Table 3. \(\text {SVM}^{rank}\) output weights corresponding to the 20 most important cross-terms based on training data

Regarding the absolute values of the weights, Price has the strongest effect on the determined ranking, with a weight value of −2.945. As an illustration, the ranking score of a flight will decrease if the price increases, assuming that all other variables are held constant. Similarly, given the negative weight for variable Journey duration of −2.700, a decrease in duration will improve the relative ranking position of the flight ceteris paribus. This yields that a trade-off between features can be constructed.

It should be noted that it is impossible to infer a ranking from direct feature values, as for the \(\text {SVM}^{rank}\) input each feature is first converted into a Z-score on query level, and then scaled over the entire feature range. The weights are therefore only applicable to standardised units, clouding the explicit interpretation. Nonetheless, if the constructed cross-term values are standardised and scaled, an expected ranking can be constructed in the form of a linear combination by multiplying weights with cross-term values.

Apart from the feature Price, Table 1 also contains the Price \(\times \) Economy cross-term. Since Economy is equal to 1 only if the customer has selected the economy travel class, the effect of this cross-term is only existent for economy flights. The negative weight of −2.644 implies that economy travellers are more sensitive to changes in price than business travellers, given that all other variables remain constant. However, there are more additional effects for economy travellers. Note the presence of variables Journey duration \(\times \) Economy and Number of stops \(\times \) Economy, for example. The main consequence is that the trade-off between variables becomes inherently different between economy and business travellers.

The weight for Journey duration \(\times \) Europe has a positive sign, indicating that the duration of a flight is of less influence for customers travelling within Europe. The other cross-term weights can be interpreted in a similar way.

Table 4. Outcomes and performance measures of the \(\text {SVM}^{rank}\) classification step. When applying the model to the training data, only 3 ‘loser’ flights are included per query. For the test set, all presented flights are included. Average loss is defined as the fraction of discordant pairs averaged over all rankings.

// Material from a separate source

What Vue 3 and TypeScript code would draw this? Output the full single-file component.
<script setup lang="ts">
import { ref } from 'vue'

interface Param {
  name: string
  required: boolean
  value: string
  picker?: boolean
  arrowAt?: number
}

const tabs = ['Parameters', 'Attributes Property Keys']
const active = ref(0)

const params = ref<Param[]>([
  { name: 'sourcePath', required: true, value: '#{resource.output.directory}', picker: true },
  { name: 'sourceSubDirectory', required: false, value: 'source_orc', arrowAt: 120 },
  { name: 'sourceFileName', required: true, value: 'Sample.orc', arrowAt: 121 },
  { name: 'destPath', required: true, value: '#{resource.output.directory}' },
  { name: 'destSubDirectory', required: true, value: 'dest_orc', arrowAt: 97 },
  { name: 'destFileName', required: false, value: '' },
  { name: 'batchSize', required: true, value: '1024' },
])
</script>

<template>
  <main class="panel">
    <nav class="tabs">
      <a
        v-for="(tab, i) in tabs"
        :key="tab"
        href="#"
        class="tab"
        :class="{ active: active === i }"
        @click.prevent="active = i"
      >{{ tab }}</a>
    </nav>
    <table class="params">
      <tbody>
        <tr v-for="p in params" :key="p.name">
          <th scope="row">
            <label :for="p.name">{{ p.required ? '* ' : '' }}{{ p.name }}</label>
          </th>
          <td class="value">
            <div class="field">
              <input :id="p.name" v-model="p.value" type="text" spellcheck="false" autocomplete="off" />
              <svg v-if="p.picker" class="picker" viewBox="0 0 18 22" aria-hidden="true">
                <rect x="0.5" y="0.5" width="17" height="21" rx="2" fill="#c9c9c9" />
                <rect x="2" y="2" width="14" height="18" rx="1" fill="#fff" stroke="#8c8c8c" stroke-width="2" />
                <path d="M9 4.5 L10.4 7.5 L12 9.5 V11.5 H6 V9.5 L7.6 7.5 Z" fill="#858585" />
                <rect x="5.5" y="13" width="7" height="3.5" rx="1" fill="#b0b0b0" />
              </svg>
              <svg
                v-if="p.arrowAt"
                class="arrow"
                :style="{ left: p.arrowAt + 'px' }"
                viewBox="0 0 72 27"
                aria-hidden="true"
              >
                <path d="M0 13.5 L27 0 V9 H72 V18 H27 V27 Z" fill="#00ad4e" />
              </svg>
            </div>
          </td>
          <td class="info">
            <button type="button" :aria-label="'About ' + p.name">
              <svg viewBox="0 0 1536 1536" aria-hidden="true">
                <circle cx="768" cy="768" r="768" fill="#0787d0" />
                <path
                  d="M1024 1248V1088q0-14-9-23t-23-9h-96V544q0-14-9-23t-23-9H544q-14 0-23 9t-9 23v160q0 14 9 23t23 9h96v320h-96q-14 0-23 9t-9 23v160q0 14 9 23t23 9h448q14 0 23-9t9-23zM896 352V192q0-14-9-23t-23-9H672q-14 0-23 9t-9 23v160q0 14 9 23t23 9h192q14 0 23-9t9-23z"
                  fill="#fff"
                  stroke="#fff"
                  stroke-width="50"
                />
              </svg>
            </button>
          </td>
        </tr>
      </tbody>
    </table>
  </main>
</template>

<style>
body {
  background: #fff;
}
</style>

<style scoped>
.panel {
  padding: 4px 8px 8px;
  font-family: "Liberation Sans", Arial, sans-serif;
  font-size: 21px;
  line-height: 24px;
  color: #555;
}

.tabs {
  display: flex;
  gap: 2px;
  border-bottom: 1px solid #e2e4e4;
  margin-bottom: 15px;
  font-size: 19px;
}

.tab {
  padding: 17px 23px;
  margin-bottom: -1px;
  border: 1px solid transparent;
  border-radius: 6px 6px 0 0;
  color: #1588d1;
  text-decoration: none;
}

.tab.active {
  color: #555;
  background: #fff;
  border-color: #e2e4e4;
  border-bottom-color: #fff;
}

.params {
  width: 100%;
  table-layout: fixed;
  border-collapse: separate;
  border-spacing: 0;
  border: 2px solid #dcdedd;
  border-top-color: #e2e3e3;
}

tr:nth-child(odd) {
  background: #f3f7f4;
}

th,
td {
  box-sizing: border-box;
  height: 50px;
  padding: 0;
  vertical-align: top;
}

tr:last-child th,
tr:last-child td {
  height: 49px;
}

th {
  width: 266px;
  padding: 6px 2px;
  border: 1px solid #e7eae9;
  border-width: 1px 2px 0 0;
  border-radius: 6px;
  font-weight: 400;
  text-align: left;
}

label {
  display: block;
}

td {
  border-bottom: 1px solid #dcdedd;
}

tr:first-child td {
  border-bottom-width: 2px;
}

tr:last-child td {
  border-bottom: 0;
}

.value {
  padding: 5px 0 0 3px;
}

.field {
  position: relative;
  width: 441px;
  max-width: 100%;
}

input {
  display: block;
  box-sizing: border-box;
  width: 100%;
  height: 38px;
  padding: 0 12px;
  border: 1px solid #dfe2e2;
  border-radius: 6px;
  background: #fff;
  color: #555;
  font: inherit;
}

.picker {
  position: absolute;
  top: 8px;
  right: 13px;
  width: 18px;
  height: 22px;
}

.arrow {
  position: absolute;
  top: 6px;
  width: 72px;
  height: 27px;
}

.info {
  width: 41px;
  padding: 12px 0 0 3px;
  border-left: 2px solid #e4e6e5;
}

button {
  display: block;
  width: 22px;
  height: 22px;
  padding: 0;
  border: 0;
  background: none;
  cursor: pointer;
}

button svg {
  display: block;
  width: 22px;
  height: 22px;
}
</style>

Given the model output as represented by the weights, classification of the test data by \(\text {SVM}^{rank}\) can be assessed by means of performance measures as shown in Table 4. We use Success@k% instead of Success@k, since the number of flights shown to a customer highly differs per search query. In specific, we choose the Success@15% performance measure. In this way, we require the chosen flight to be on top of the predicted ranking to count as a success, if the number of flights is 6 or less. However, when the number of shown flights is high, e.g. 30, we only require that the chosen flight is among the top 5 items of the model ranking. We consider this a reasonable measure, as we argue that website visitors do not investigate the entire list of search results, both for short and long lists of results.

Classification on the test data gives a total of 7,630 swapped pairs, resulting in an average loss value of 10.50%. Phrased differently, we are able to predict the winner correctly for 89.50% of all possible winner-loser pairs. This results in a Success@15% of 75.54%. We predict the selected flight to be at the top of the ranking for 3,099 queries, out of 5,413 on the test set.

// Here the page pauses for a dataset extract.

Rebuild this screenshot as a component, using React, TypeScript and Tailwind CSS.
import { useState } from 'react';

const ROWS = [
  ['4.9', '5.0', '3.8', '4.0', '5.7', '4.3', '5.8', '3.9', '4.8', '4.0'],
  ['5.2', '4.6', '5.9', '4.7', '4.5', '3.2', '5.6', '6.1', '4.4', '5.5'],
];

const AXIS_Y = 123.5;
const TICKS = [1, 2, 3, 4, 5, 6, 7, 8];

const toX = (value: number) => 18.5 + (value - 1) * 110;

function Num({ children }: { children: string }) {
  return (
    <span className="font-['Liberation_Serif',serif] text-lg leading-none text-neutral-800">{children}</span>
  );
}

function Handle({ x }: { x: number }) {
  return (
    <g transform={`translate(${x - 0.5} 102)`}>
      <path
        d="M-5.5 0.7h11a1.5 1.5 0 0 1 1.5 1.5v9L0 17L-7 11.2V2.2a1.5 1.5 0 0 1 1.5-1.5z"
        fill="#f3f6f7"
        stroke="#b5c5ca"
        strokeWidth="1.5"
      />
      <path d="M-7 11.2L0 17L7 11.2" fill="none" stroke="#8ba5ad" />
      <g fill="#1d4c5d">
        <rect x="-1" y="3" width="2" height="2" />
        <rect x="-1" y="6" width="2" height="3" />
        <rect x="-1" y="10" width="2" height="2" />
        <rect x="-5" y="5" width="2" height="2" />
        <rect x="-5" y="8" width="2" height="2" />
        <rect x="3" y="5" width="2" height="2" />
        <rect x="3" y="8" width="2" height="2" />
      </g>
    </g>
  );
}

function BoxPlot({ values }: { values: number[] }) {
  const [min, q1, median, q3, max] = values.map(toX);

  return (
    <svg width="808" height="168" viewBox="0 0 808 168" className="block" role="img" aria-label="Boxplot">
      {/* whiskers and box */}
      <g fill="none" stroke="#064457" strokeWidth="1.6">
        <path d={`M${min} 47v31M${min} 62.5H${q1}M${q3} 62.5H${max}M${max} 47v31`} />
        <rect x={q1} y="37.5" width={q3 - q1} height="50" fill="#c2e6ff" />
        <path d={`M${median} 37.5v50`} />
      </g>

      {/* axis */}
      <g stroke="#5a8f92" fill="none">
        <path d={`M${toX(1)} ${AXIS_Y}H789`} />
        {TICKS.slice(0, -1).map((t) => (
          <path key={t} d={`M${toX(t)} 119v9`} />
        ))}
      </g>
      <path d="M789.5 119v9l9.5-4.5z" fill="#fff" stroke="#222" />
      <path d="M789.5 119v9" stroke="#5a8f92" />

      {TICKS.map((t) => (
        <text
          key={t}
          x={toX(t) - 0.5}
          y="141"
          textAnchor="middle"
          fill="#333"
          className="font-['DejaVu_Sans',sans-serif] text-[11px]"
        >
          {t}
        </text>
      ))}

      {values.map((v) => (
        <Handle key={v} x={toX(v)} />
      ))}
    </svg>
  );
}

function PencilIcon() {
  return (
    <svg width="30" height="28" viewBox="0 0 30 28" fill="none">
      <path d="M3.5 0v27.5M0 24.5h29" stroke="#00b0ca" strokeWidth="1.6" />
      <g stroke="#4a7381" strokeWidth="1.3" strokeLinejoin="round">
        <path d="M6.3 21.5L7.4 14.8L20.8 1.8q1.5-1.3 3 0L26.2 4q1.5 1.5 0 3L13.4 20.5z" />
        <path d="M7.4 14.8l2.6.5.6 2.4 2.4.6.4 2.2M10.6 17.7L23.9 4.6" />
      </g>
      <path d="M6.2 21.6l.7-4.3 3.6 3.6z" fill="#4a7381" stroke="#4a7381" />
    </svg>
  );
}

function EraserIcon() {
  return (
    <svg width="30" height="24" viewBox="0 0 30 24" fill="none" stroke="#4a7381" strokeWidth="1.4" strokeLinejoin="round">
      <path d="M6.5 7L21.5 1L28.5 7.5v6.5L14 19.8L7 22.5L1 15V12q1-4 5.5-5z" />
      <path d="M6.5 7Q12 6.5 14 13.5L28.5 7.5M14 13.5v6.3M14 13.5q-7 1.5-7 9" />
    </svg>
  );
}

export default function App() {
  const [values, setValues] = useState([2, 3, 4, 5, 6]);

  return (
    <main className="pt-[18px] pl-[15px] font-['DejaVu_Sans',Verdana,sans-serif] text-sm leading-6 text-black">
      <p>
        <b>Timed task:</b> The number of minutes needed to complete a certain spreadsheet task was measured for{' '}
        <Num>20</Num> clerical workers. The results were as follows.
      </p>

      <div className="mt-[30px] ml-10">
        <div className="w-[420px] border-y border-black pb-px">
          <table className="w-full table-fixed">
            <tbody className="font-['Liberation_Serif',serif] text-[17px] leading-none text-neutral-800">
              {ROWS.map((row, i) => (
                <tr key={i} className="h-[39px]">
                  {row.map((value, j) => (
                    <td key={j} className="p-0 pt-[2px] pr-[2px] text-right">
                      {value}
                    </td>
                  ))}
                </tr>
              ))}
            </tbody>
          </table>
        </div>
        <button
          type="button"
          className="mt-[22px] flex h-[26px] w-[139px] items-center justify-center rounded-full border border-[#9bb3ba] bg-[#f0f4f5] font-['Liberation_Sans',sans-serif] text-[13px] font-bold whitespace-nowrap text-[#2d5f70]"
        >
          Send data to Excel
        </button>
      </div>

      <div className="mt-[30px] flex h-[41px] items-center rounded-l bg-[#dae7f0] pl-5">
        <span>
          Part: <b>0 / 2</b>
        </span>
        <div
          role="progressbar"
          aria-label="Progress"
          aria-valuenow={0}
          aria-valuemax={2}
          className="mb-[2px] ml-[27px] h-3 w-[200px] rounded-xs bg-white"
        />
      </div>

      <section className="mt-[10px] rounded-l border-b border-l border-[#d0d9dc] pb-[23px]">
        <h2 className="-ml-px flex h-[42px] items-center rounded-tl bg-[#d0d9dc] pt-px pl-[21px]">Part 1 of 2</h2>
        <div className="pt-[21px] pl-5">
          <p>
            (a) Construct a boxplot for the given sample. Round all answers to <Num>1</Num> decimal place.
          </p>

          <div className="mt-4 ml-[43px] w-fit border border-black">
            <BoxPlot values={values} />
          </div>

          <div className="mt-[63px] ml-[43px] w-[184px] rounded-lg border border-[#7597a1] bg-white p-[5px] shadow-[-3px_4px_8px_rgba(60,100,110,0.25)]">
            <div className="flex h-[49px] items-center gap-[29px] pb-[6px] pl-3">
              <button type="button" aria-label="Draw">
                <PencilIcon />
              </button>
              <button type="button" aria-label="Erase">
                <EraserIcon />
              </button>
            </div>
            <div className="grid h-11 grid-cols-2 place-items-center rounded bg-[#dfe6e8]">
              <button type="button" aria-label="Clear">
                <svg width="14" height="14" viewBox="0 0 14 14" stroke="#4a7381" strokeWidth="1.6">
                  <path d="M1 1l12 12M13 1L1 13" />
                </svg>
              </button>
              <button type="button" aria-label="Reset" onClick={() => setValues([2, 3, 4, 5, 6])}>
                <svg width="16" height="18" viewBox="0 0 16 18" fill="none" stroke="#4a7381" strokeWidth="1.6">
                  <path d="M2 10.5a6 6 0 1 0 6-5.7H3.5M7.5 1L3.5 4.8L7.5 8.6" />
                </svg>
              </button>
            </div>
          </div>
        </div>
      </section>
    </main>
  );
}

If we run \(\text {SVM}^{rank}\) with the 7 flight-specific features only, the selected flight was predicted to be in the top 15% of all presented flights 73.43% of the time on the test data. Hence, using the top 20 cross-terms gives an increase in Success@15% of 2.11 percentage points. Although these increments appear to be relatively small, when viewed by a vast number of customers, a slightly more personalised ranking potentially increases click-through and conversion rates.

Additionally, we generate a naive ranking to evaluate the performance of PARUX. We choose the variable Price as the naive ranker, since this is the flight-specific feature that correlates the most with the target ranking. The naive model is evaluated on the same test set used for the \(\text {SVM}^{rank}\) algorithm. The Success@15% on this test set is 62.41%, which indicates that \(\text {SVM}^{rank}\) with 20 cross-terms outperforms the naive ranking model by approximately 12% points. This shows that additional information on customer preferences is captured by the cross-terms, and that \(\text {SVM}^{rank}\) is able to identify the trade-offs customers make up to a certain extent.

5 Conclusion

In this work, we have explained the necessity of presenting customers with the most interesting products when shopping online. We proposed a learning-to-rank framework for personalising the product ranking in an e-shop. Using Ranking SVM, we were able to beat a naive ranking rule by 10% points in success rate. We introduced PARUX, a model that leverages features that describe the match between item-specific variables and user characteristics. Compared to the Ranking SVM model with only flight-specific features, PARUX improves the Success@15% with 2.11% points. Due to the high amount of traffic on the Web, improvements like this can already have a big impact on users’ purchase activity.

However, the actual impact of our framework should be investigated in an A/B-testing experiment. Note that the feature weights should be updated regularly, as customer preferences can change over time. As soon as the model is implemented in an actual item search engine, it would be interesting to train the model on the search behaviour in this optimised setting. We would like to see if the model performance improves if it is trained on this new data, as this data might contain a better representation of the user preferences, due to the fact that the top listed items are the most competitive ones.

As a suggestion for future work, we would like to extend PARUX such that it can incorporate past purchase behaviour. In this way, the framework is further personalised on the individual level. Another way to extend the model for the same purpose, would be to segment the users and train a model for each of the different segments. Additionally, it would be interesting to see if the use of cross-terms will prevail in areas other than the airline industry.